[Code that builds pages]
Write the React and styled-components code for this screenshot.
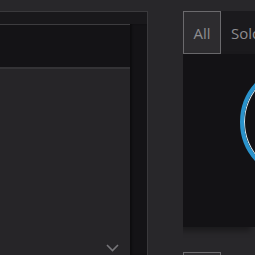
import React from "react";
import styled, { createGlobalStyle } from "styled-components";

const Global = createGlobalStyle`
  html, body { margin: 0; padding: 0; background: #28272a; overflow: hidden; }
  body { font-family: "Open Sans", "Liberation Sans", sans-serif; }
`;

const Page = styled.div`
  display: flex;
  width: 255px;
  height: 255px;
  overflow: hidden;
  background: #28272a;
`;

const LeftCol = styled.div`
  width: 148px;
  flex-shrink: 0;
  padding-top: 11px;
  display: flex;
  box-sizing: border-box;
`;

const Box = styled.div`
  flex: 1;
  display: flex;
  flex-direction: column;
  border-top: 1px solid #3a393c;
  border-right: 1px solid #3a393c;
  background: #141316;
`;

const HeaderStrip = styled.div`
  height: 12px;
  background: #19181b;
`;

const BoxBody = styled.div`
  flex: 1;
  display: flex;
  min-height: 0;
`;

const ListPanel = styled.div`
  width: 130px;
  display: flex;
  flex-direction: column;
  border-top: 1px solid #3d3c3f;
`;

const SelectedRow = styled.div`
  height: 42px;
  background: #141316;
  border-bottom: 2px solid #343336;
`;

const ListRest = styled.div`
  flex: 1;
  background: #262528;
  display: flex;
  align-items: flex-end;
  justify-content: flex-end;
  padding: 0 11px 3px 0;
`;

const Track = styled.div`
  flex: 1;
  background: #141316;
  box-shadow: inset 2px 0 2px rgba(0, 0, 0, 0.35);
`;

const Gap = styled.div`
  width: 35px;
  flex-shrink: 0;
`;

const RightCol = styled.div`
  flex: 1;
  min-width: 0;
  padding-top: 11px;
  display: flex;
  flex-direction: column;
  overflow: hidden;
`;

const Tabs = styled.div`
  display: flex;
  height: 43px;
  flex-shrink: 0;
`;

const Tab = styled.div`
  box-sizing: border-box;
  height: 43px;
  display: flex;
  align-items: center;
  font-size: 15px;
  color: #8e8d90;
  flex-shrink: 0;
  white-space: nowrap;
  ${(p) =>
    p.$active
      ? `width: 38px; justify-content: center; border: 1px solid #6b6a6d; background: #2d2c2f;`
      : `width: 70px; padding-left: 10px; background: #1b1a1d;`}
`;

const Panel = styled.div`
  height: 173px;
  flex-shrink: 0;
  background: #131215;
  box-shadow: -4px 4px 6px rgba(0, 0, 0, 0.35);
  display: flex;
  padding: 10px 0 0 57px;
  box-sizing: border-box;
  overflow: hidden;
`;

const Ring = styled.div`
  width: 116px;
  height: 116px;
  flex-shrink: 0;
  box-sizing: border-box;
  border-radius: 50%;
  border: 4px solid #2a93cc;
  box-shadow: inset 0 0 0 1px #d6e6ee;
`;

const BottomTab = styled.div`
  margin-top: 25px;
  width: 38px;
  height: 10px;
  box-sizing: border-box;
  border: 1px solid #6b6a6d;
  border-bottom: none;
  background: #2d2c2f;
`;

const Chevron = () => (
  <svg width="13" height="8" viewBox="0 0 13 8">
    <path d="M1 1 L6.5 6.5 L12 1" fill="none" stroke="#77767a" strokeWidth="1.6" />
  </svg>
);

export default function App() {
  return (
    <>
      <Global />
      <Page>
        <LeftCol>
          <Box>
            <HeaderStrip />
            <BoxBody>
              <ListPanel>
                <SelectedRow />
                <ListRest>
                  <Chevron />
                </ListRest>
              </ListPanel>
              <Track />
            </BoxBody>
          </Box>
        </LeftCol>
        <Gap />
        <RightCol>
          <Tabs>
            <Tab $active>All</Tab>
            <Tab>Solo</Tab>
          </Tabs>
          <Panel>
            <Ring />
          </Panel>
          <BottomTab />
        </RightCol>
      </Page>
    </>
  );
}
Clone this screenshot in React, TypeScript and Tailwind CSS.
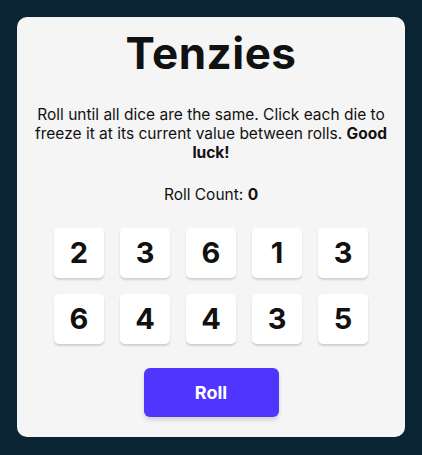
const dice = [2, 3, 6, 1, 3, 6, 4, 4, 3, 5];

export default function App() {
  return (
    <main className="min-h-[455px] w-[422px] bg-[#0B2434] p-[17px] font-['Inter',sans-serif] text-[#111]">
      <div className="h-[420px] rounded-[10px] bg-[#F5F5F5] flex flex-col items-center">
        <h1 className="mt-[8px] text-[44px] font-bold leading-[56px] tracking-[0.5px]">Tenzies</h1>
        <p className="mt-[24px] px-[18px] text-center text-[15.5px] leading-[19px]">
          Roll until all dice are the same. Click each die to freeze it at its current value between rolls.{" "}
          <b>Good luck!</b>
        </p>
        <p className="mt-[23px] text-[15.5px] leading-[19px]">
          Roll Count: <b>0</b>
        </p>
        <div className="mt-[24px] grid grid-cols-5 gap-4">
          {dice.map((d, i) => (
            <button
              key={i}
              className="w-[50px] h-[50px] rounded-[5px] bg-white shadow-[0_2px_2px_rgba(0,0,0,0.15)] text-[29px] font-bold flex items-center justify-center"
            >
              {d}
            </button>
          ))}
        </div>
        <button className="mt-[24px] w-[135px] h-[49px] rounded-[6px] bg-[#5035FF] text-white text-[18px] font-bold shadow-[0_3px_4px_rgba(0,0,0,0.15)]">
          Roll
        </button>
      </div>
    </main>
  );
}
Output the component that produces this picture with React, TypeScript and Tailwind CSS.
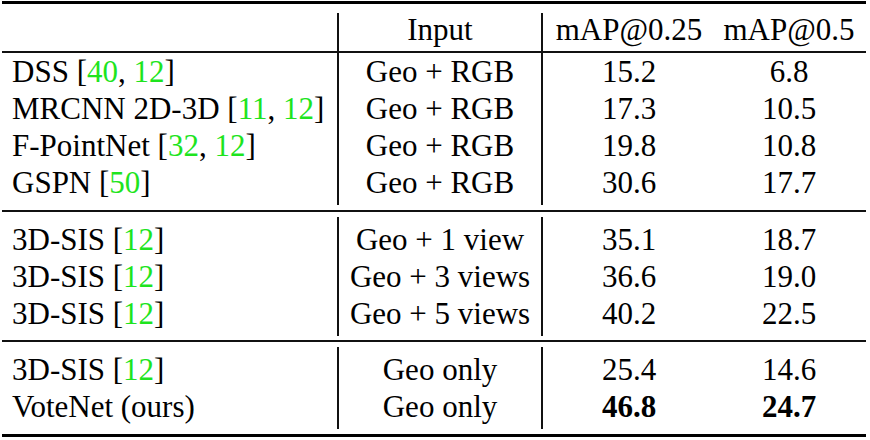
import React from 'react';

type Row = {
  method: string;
  cites: string[];
  input: string;
  ap25: string;
  ap50: string;
  bold?: boolean;
};

const groups: Row[][] = [
  [
    { method: 'DSS', cites: ['40', '12'], input: 'Geo + RGB', ap25: '15.2', ap50: '6.8' },
    { method: 'MRCNN 2D-3D', cites: ['11', '12'], input: 'Geo + RGB', ap25: '17.3', ap50: '10.5' },
    { method: 'F-PointNet', cites: ['32', '12'], input: 'Geo + RGB', ap25: '19.8', ap50: '10.8' },
    { method: 'GSPN', cites: ['50'], input: 'Geo + RGB', ap25: '30.6', ap50: '17.7' },
  ],
  [
    { method: '3D-SIS', cites: ['12'], input: 'Geo + 1 view', ap25: '35.1', ap50: '18.7' },
    { method: '3D-SIS', cites: ['12'], input: 'Geo + 3 views', ap25: '36.6', ap50: '19.0' },
    { method: '3D-SIS', cites: ['12'], input: 'Geo + 5 views', ap25: '40.2', ap50: '22.5' },
  ],
  [
    { method: '3D-SIS', cites: ['12'], input: 'Geo only', ap25: '25.4', ap50: '14.6' },
    { method: 'VoteNet (ours)', cites: [], input: 'Geo only', ap25: '46.8', ap50: '24.7', bold: true },
  ],
];

const Method = ({ row }: { row: Row }) => (
  <div className="whitespace-nowrap">
    {row.method}
    {row.cites.length > 0 && (
      <>
        {' ['}
        {row.cites.map((c, i) => (
          <React.Fragment key={c}>
            {i > 0 && ', '}
            <span className="text-[#1ee41e]">{c}</span>
          </React.Fragment>
        ))}
        {']'}
      </>
    )}
  </div>
);

const Group = ({ rows, first }: { rows: Row[]; first?: boolean }) => {
  const pad = first ? 'pt-0 pb-[4px]' : 'py-[4px]';
  return (
    <div className="grid grid-cols-[335px_206px_172px_151px] leading-[37px]">
      <div className={`${pad} pl-[10px]`}>
        {rows.map((r, i) => (
          <Method key={i} row={r} />
        ))}
      </div>
      <div className={`${pad} border-x-2 border-[#111] text-center`}>
        {rows.map((r, i) => (
          <div key={i} className="whitespace-nowrap">{r.input}</div>
        ))}
      </div>
      <div className={`${pad} text-center`}>
        {rows.map((r, i) => (
          <div key={i} className={r.bold ? 'font-bold' : ''}>{r.ap25}</div>
        ))}
      </div>
      <div className={`${pad} pr-[3px] text-center`}>
        {rows.map((r, i) => (
          <div key={i} className={r.bold ? 'font-bold' : ''}>{r.ap50}</div>
        ))}
      </div>
    </div>
  );
};

export default function App() {
  return (
    <div className="w-[870px] h-[440px] bg-white pl-[2px] pt-[1px] text-black text-[31px] font-['Liberation_Serif',serif]">
      <div className="w-[864px]">
        <div className="h-[3px] bg-black" />
        <div className="h-[9px]" />
        {/* header */}
        <div className="grid grid-cols-[335px_206px_172px_151px] leading-[33px]">
          <div className="h-[38px]" />
          <div className="h-[38px] border-x-2 border-[#111] text-center">Input</div>
          <div className="h-[38px] text-center">mAP@0.25</div>
          <div className="h-[38px] pr-[3px] text-center">mAP@0.5</div>
        </div>
        <div className="h-[2px] bg-[#111]" />
        <Group rows={groups[0]} first />
        <div className="mt-[5px] h-[2px] bg-[#111]" />
        <div className="mt-[5px]">
          <Group rows={groups[1]} />
        </div>
        <div className="mt-[4px] h-[2px] bg-[#111]" />
        <div className="mt-[5px]">
          <Group rows={groups[2]} />
        </div>
        <div className="mt-[5px] h-[3px] bg-black" />
      </div>
    </div>
  );
}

§ TASK TO CARRY OUT
Transcribe, exactly as written, the lines starting at the one with "Clone this screenshot" and ending at the one with "const dice = [2, 3, 6, 1, 3, 6, 4, 4, 3, 5];", and nothing more. Pictures are not part of the copy.

§ SOLUTION BELOW
Clone this screenshot in React, TypeScript and Tailwind CSS.
const dice = [2, 3, 6, 1, 3, 6, 4, 4, 3, 5];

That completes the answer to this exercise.